The lack of work is evident in the empty order books of contractors, with pipelines that typically extend 12 months now showing little to no activity. Latest Stats NZ data indicates a 3.8% decrease in new dwelling consents in the year ending May 2025, with 33,530 new homes consented.
Past Boom Fuels Current Overcapacity
Gareth Kiernan, chief forecaster at Infometrics, attributed the current difficulties to the significant expansion of industry capacity during the 2022 residential construction boom. That boom, fueled by low interest rates and rising house prices, saw around 51,000 consents issued.
However, a subsequent fall in house prices through 2022-2023, coupled with rising interest and building costs, made it harder for developers to sell projects at viable prices. “There’s just too much capacity across the industry, and that’s causing issues for firms and leading to those liquidations,” Kiernan explained.

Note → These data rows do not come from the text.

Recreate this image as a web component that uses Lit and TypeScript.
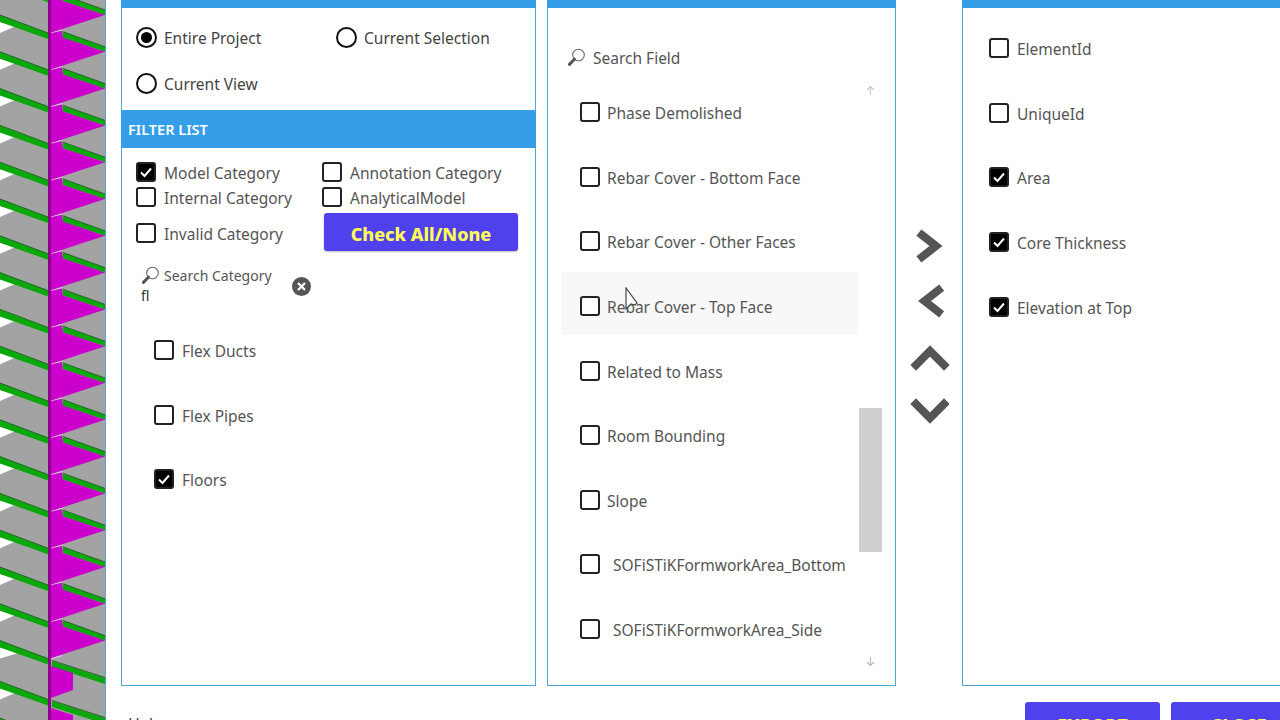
import { LitElement, html, css, svg } from "lit";
import { customElement } from "lit/decorators.js";

const search = html`<svg class="mag" width="19" height="19" viewBox="0 0 19 19"><circle cx="11.5" cy="7" r="5.8" fill="#fff" stroke="#6a6a6a" stroke-width="1.1"/><path d="M7.4 11.2 2.4 16.4" stroke="#555" stroke-width="3" stroke-linecap="round"/></svg>`;

const box = (checked: boolean) => html`<span class="box ${checked ? "on" : ""}">${checked ? html`<svg width="14" height="14" viewBox="0 0 14 14"><path d="M2 7.5 5.5 11 12 3.5" fill="none" stroke="#fff" stroke-width="2"/></svg>` : ""}</span>`;

const row = (label: string, checked = false, cls = "") => html`<div class="row ${cls}">${box(checked)}<span>${label}</span></div>`;

const radio = (label: string, on = false) => html`<div class="radio ${on ? "on" : ""}"><span class="dot"></span><span class="rlabel">${label}</span></div>`;

const fields = ["Phase Demolished", "Rebar Cover - Bottom Face", "Rebar Cover - Other Faces", "Rebar Cover - Top Face", "Related to Mass", "Room Bounding", "Slope"];

@customElement("app-root")
export class AppRoot extends LitElement {
  static styles = css`
    :host { display: flex; width: 1280px; height: 720px; overflow: hidden; background: #fff; font-family: "Noto Sans", "Open Sans", sans-serif; font-size: 15.5px; color: #555; }
    * { box-sizing: border-box; }
    .model { width: 106px; height: 720px; flex: none; display: block; }
    .main { margin-left: 15px; flex: none; width: 1200px; display: flex; flex-direction: column; }
    .panels { display: flex; height: 686px; flex: none; }
    .panel { border: 1px solid #4ea6d2; border-top: 0; display: flex; flex-direction: column; flex: none; background: #fff; }
    .band { height: 8px; background: #349fe8; flex: none; margin: 0 -1px; }
    .p1 { width: 415px; }
    .p2 { width: 349px; margin-left: 11px; }
    .p3 { width: 340px; }
    .radios { display: grid; grid-template-columns: 200px 1fr; grid-auto-rows: 46px; padding: 6px 0 0 14px; height: 102px; flex: none; }
    .radio { display: flex; align-items: center; gap: 7px; color: #444; }
    .rlabel { padding-top: 2px; }
    .dot { width: 21px; height: 21px; border-radius: 50%; border: 2px solid #111; flex: none; display: flex; align-items: center; justify-content: center; }
    .radio.on .dot::after { content: ""; width: 11px; height: 11px; border-radius: 50%; background: #000; }
    .filter { height: 38px; background: #349fe8; color: #fff; font-weight: 600; font-size: 14.5px; display: flex; align-items: center; flex: none; margin: 0 -1px; padding: 0 0 0 7px; }
    .cats { display: grid; grid-template-columns: 186px 196px; grid-template-rows: 25px 25px 38px; row-gap: 0; padding: 12px 0 0 14px; flex: none; }
    .cats .row { height: auto; padding: 0; gap: 8px; }
    .cats .third { margin-top: 9px; }
    .box { width: 20px; height: 20px; border: 2px solid #222; border-radius: 3px; flex: none; display: flex; align-items: center; justify-content: center; background: #fff; margin-top: -2px; }
    .box.on { background: #000; }
    .row { display: flex; align-items: center; gap: 8px; height: 64.6px; white-space: nowrap; }
    .check-btn { margin: 3px 0 0 2px; width: 194px; height: 38px; padding-top: 3px; background: #5041ef; color: #ffff55; font-weight: 800; font-size: 18px; border-radius: 3px; display: flex; align-items: center; justify-content: center; box-shadow: 0 1px 2px #0004; }
    .cat-search { display: flex; padding: 18px 0 0 19px; height: 71px; flex: none; }
    .cat-field { width: 151px; font-size: 14px; }
    .hint { display: flex; align-items: center; gap: 4px; color: #555; }
    .typed { color: #333; line-height: 18px; margin-top: 2px; }
    .clear { width: 19px; height: 19px; margin-top: 11px; display: block; }
    .cat-list { padding-left: 32px; }
    .field-search { height: 73px; flex: none; padding: 26px 0 0 19px; align-self: flex-start; gap: 7px; }
    .field-body { display: flex; flex: 1; padding: 0 0 18px 13px; min-height: 0; }
    .field-list { width: 297px; flex: none; }
    .field-list .row { padding-left: 19px; gap: 7px; }
    .field-list .hover { background: linear-gradient(#f8f8f8, #f8f8f8) no-repeat 0 0 / 100% 60px; box-shadow: 0 -3px 0 #f8f8f8; }
    .field-list .wide { gap: 13px; }
    .track { width: 23px; flex: none; margin-left: 1px; display: flex; flex-direction: column; align-items: center; }
    .track svg { flex: none; margin-top: 4px; }
    .thumb { width: 23px; height: 144px; background: #cfcfcf; margin-top: 312px; flex: none; }
    .track .down { margin-top: auto; }
    .moves { width: 66px; flex: none; display: flex; flex-direction: column; align-items: center; padding-top: 226px; }
    .moves svg { display: block; flex: none; }
    .moves svg:nth-child(2) { margin-top: 15px; }
    .moves svg:nth-child(3) { margin-top: 17px; }
    .moves svg:nth-child(4) { margin-top: 13px; }
    .own { padding: 9px 0 0 26px; }
    .foot { display: flex; flex: none; height: 60px; }
    .help { margin: 28px 0 0 7px; width: 897px; flex: none; line-height: 20px; font-size: 16px; color: #444; }
    .btn { width: 135px; height: 46px; margin-top: 16px; background: #5041ef; color: #ffff55; font-weight: 800; font-size: 18px; border-radius: 3px; display: flex; align-items: center; justify-content: center; flex: none; }
    .btn + .btn { margin-left: 11px; }
    .cursor { position: absolute; left: 624px; top: 287px; pointer-events: none; }
  `;

  private modelSvg() {
    const out = [];
    for (let k = -1; k <= 19; k++) {
      const full = k <= 17;
      const T = 15 + 36.8 * k + (full ? 0 : 4);
      const whiteW = k === 17 ? 23 : 16;
      out.push(svg`<polygon points="0,${T + 7} ${whiteW},${T + 11} 0,${T + 18}" fill="#fff"/>`);
      out.push(svg`<polygon points="0,${T} 48,${T + 18} 48,${T + 24} 0,${T + 7}" fill="#0aa80a"/>`);
      out.push(svg`<path d="M0 ${T} 48 ${T + 18}" stroke="#25662a" stroke-width="1"/>`);
      if (full) {
        out.push(svg`<polygon points="63,${T - 20} 105,${T - 5} 105,${T} 63,${T - 14}" fill="#0aa80a"/>`);
        out.push(svg`<path d="M63 ${T - 20} 105 ${T - 5}" stroke="#25662a" stroke-width="1"/>`);
        out.push(svg`<polygon points="48,${T - 18} 62,${T - 21} 63,${T - 14} 105,${T} 50,${T + 18} 48,${T + 18}" fill="#cc00cc"/>`);
        out.push(svg`<path d="M50 ${T + 18.5} 62 ${T + 15}" stroke="#e9c5e9" stroke-width="1"/>`);
      }
    }
    return svg`
      ${out}
      <rect x="48" y="0" width="3" height="720" fill="#8c008c"/>
      <polygon points="52,661 105,678 105,684 52,667" fill="#0aa80a"/>
      <path d="M52 660.5 105 677.5" stroke="#25662a" stroke-width="1"/>
      <polygon points="51,666 73,673 73,690 51,698" fill="#cc00cc"/>
      <polygon points="52,701 105,718 105,724 52,707" fill="#0aa80a"/>
      <path d="M52 700.5 105 717.5" stroke="#25662a" stroke-width="1"/>
      <polygon points="51,708 73,715 73,720 51,720" fill="#cc00cc"/>
      <rect x="105" y="0" width="1" height="720" fill="#5aa4d4"/>
    `;
  }

  private chevron(points: string, w: number, h: number) {
    return html`<svg width=${w} height=${h} viewBox="0 0 ${w} ${h}"><polyline points=${points} fill="none" stroke="#555" stroke-width="8" stroke-linecap="square" stroke-linejoin="miter"/></svg>`;
  }

  render() {
    return html`
      <svg class="model" viewBox="0 0 106 720"><rect width="106" height="720" fill="#a3a3a3"/>${this.modelSvg()}</svg>
      <div class="main">
        <div class="panels">
          <section class="panel p1">
            <div class="band"></div>
            <div class="radios">
              ${radio("Entire Project", true)}${radio("Current Selection")}${radio("Current View")}
            </div>
            <div class="filter">FILTER LIST</div>
            <div class="cats">
              ${row("Model Category", true)}${row("Annotation Category")}
              ${row("Internal Category")}${row("AnalyticalModel")}
              ${row("Invalid Category", false, "third")}
              <div class="check-btn">Check All/None</div>
            </div>
            <div class="cat-search">
              <div class="cat-field">
                <div class="hint">${search}<span>Search Category</span></div>
                <div class="typed">fl</div>
              </div>
              <svg class="clear" viewBox="0 0 19 19"><circle cx="9.5" cy="9.5" r="9.5" fill="#555"/><path d="M6 6l7 7M13 6l-7 7" stroke="#fff" stroke-width="2.2"/></svg>
            </div>
            <div class="cat-list">
              ${row("Flex Ducts")}${row("Flex Pipes")}${row("Floors", true)}
            </div>
          </section>
          <section class="panel p2">
            <div class="band"></div>
            <div class="hint field-search">${search}<span>Search Field</span></div>
            <div class="field-body">
              <div class="field-list">
                ${fields.map((f, i) => row(f, false, i === 3 ? "hover" : ""))}
                ${row("SOFiSTiKFormworkArea_Bottom", false, "wide")}
                ${row("SOFiSTiKFormworkArea_Side", false, "wide")}
              </div>
              <div class="track">
                <svg width="11" height="11" viewBox="0 0 11 11"><path d="M5.5 10V2M2 5l3.5-3.5L9 5" fill="none" stroke="#c8c8c8" stroke-width="1.2"/></svg>
                <div class="thumb"></div>
                <svg class="down" width="11" height="11" viewBox="0 0 11 11"><path d="M5.5 1v8M2 6l3.5 3.5L9 6" fill="none" stroke="#b8b8b8" stroke-width="1.2"/></svg>
              </div>
            </div>
          </section>
          <div class="moves">
            ${this.chevron("11,9 25,20 11,31", 36, 40)}
            ${this.chevron("29.5,9 15.5,20 29.5,31", 40, 40)}
            ${this.chevron("7,27 21,13 35,27", 40, 40)}
            ${this.chevron("7,13 21,27 35,13", 40, 40)}
          </div>
          <section class="panel p3">
            <div class="band"></div>
            <div class="own">
              ${row("ElementId")}${row("UniqueId")}${row("Area", true)}${row("Core Thickness", true)}${row("Elevation at Top", true)}
            </div>
          </section>
        </div>
        <div class="foot">
          <div class="help">Help</div>
          <div class="btn">EXPORT</div>
          <div class="btn">CLOSE</div>
        </div>
      </div>
      <svg class="cursor" width="20" height="30" viewBox="0 0 20 30"><path d="M2 1v21l5-5 4 1 2-2L2 1z" fill="#fff" stroke="#444" stroke-width="1.2"/></svg>
    `;
  }
}
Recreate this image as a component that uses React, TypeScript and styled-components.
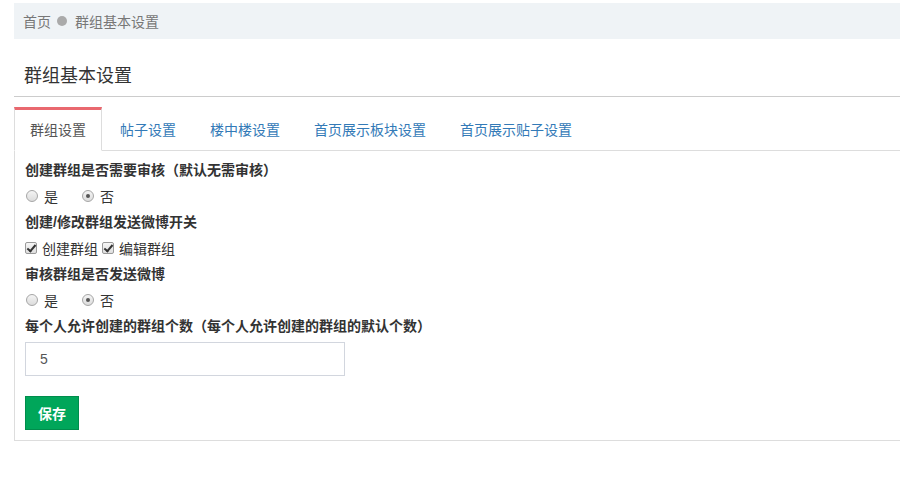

He also pointed to shifts in net migration, which initially boosted the housing market after border reopenings in 2023 but has since slowed, contributing to a soft housing market. There is a potential for an oversupply of housing in the coming year, a stark contrast to the decade-long undersupply.
A downturn in non-residential construction has also emerged, impacting commercial developments as broader economic weakness takes hold.
Mixed Regional Recovery and Government Support
Ankit Sharma, chief executive of the Registered Master Builders Association, stated that builders nationwide, particularly small and family-run businesses, are under immense financial strain due to squeezed profit margins, escalating costs, and a lack of clear future work.
While some regions, like Central Otago, are experiencing strong demand, Sharma noted that recovery remains patchy, especially in parts of the upper North Island, including Auckland, where future work prospects are uncertain. Government initiatives like the Investment Boost scheme and proposed procurement reforms are seen as potential catalysts for activity and investment.
Kiernan suggested the sector will eventually recalibrate to more sustainable activity levels, moving from an overheated 2021-2022 period back to more manageable long-term operations.